“Allí os dejo; para que el más vivo, viva del más pendejo”. Falsamente atribuido al Señor (al menos taxativamente) la expresión, más bien parece ser autoría del filósofo de Güémez, según Ramón Durón Ruiz, en recopilación de dichos relacionados al mítico personaje, que forma parte del humor popular en su peculiar manera de ironizar las desdichas del diario vivir. Si bien lo anterior puede ser cierto o no, la primera vez que escuché el refrán fue de la voz del periodista y comentarista radial Andrés Vega, mejor conocido como Domplín.
En una época como la que vivimos, tan ensimismada y convencida de ser el eslabón hacia la cúspide de la civilización, soslayando su alto grado de materialismo y corrupción, convendría releer con respeto y atención lo que el pasado puede enseñarnos. Hace casi 2 mil 400 años Aristóteles, consciente de la enorme fragilidad de la democracia (cuya conservación y prosperidad están lejos de ser garantizadas), mostró los cánceres que provocaban su declive, y describió su decadencia con una precisión tal, que me lleva a cuestionar si hemos realmente avanzado algo desde entonces.
Decía el filósofo que para conservar la democracia debemos cuidar el imperio de la ley y la seguridad jurídica. Esto es, “vigilar que no se infrinjan en lo más mínimo”. La democracia comienza a desmoronarse cuando la ley no se respeta; se aplica de forma diferente a unos u otros, en función del interés político o de lucro (selectividad y corrupción); cuando los linchamientos (hoy mediáticos) sustituyen a la presunción de inocencia o cuando el aplauso o el abucheo de las masas son más importantes que las garantías jurídicas y el manejo adecuado de la cosa pública. Igual ocurre cuando la ley se cambia, constantemente, al arbitrio de la voluntad de los gobernantes (por ejemplo, la ley de contrataciones públicas reformada, al menos, nueve veces en el quinquenio 2010-2014) y cuando ellos son los primeros en incumplirla con impunidad.

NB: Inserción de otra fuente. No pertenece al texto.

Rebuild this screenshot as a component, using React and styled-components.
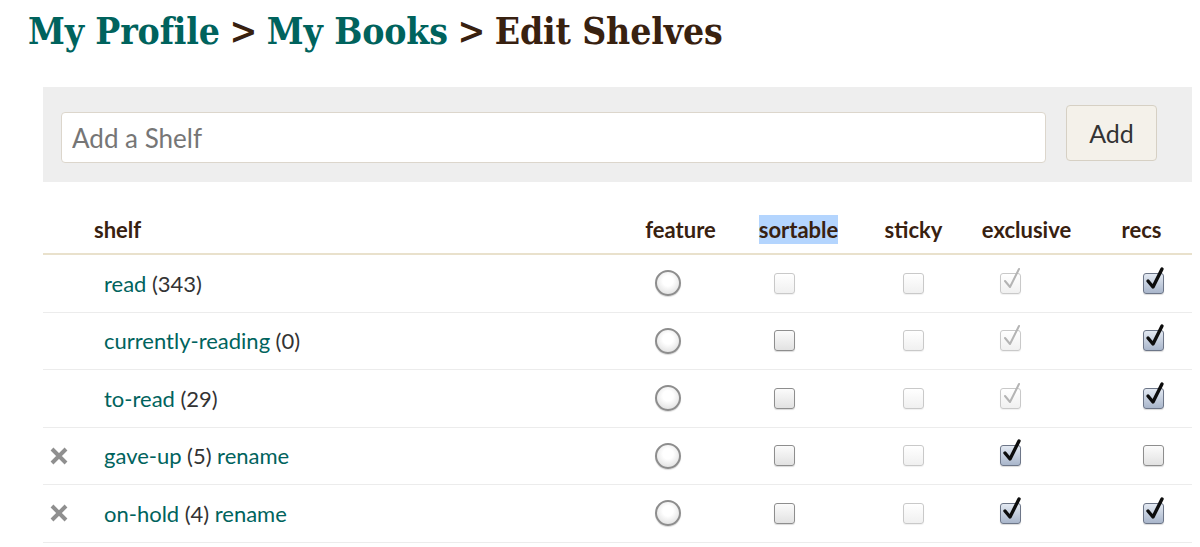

Aristóteles prevenía sobre la permanencia excesiva en el poder, “que es corruptor”. De aquí la importancia vital de limitar el poder real de quien lo ostenta, a través de la limitación de mandatos (no reelección en los cargos públicos), división de poderes (real y económica) y la creación de controles y contrapesos, incluyendo una prensa libre. No cabe, por tanto, sorprenderse de que los cargos públicos “enriquezcan a sus ocupantes”, cuando el sistema carece de dichos controles y contrapesos y no pone límites al exceso de poder y a su duración. Una vez enferma, la democracia se transforma, paulatinamente, en la tiranía de una “seudomayoría” transformada en divinidad, que no responde ante nada ni nadie (léase partidocracia), la pasión suplanta a la razón, la satisfacción de todo deseo sustituye a la virtud, y lo verdadero y lo justo se convierten en cuestión de moda o de opinión (populismo).
En este país la falsa sensación de pertenecer a la “clase media” es una pesadilla. Por ejemplo, y solo como punta del iceberg, cada vez que el fisco analiza la implementación de un nuevo impuesto o el incremento en la recaudación de otros, la víctima usual es la clase media (léase pendejos). Se nos exige o impone, por acción u omisión, todo tipo de deberes y cargas; seguro social, seguro educativo, impuesto a la renta, educar a los hijos en colegios privados (a causa del deterioro de la educación pública) y un largo etcétera de obligaciones, mientras que al “vivo” se le paga por delinquir, por no estudiar ni trabajar; no se castiga la invasión a la propiedad privada y, en fin, otro larguísimo etcétera de derechos y cero obligaciones. Y de la clase política ni hablar, el 99% llega al poder con el afán de lucrar, factor determinante para que la democracia esté hoy más que moribunda; pues su mayor atributo, “el imperio de la ley”, ha sido reemplazado por el “juega vivo” de unos, en perjuicio de muchos. En Estados Unidos, Donald Trump ganó las elecciones no por lo que dijo, sino por la desesperanza de la gente. Peligroso.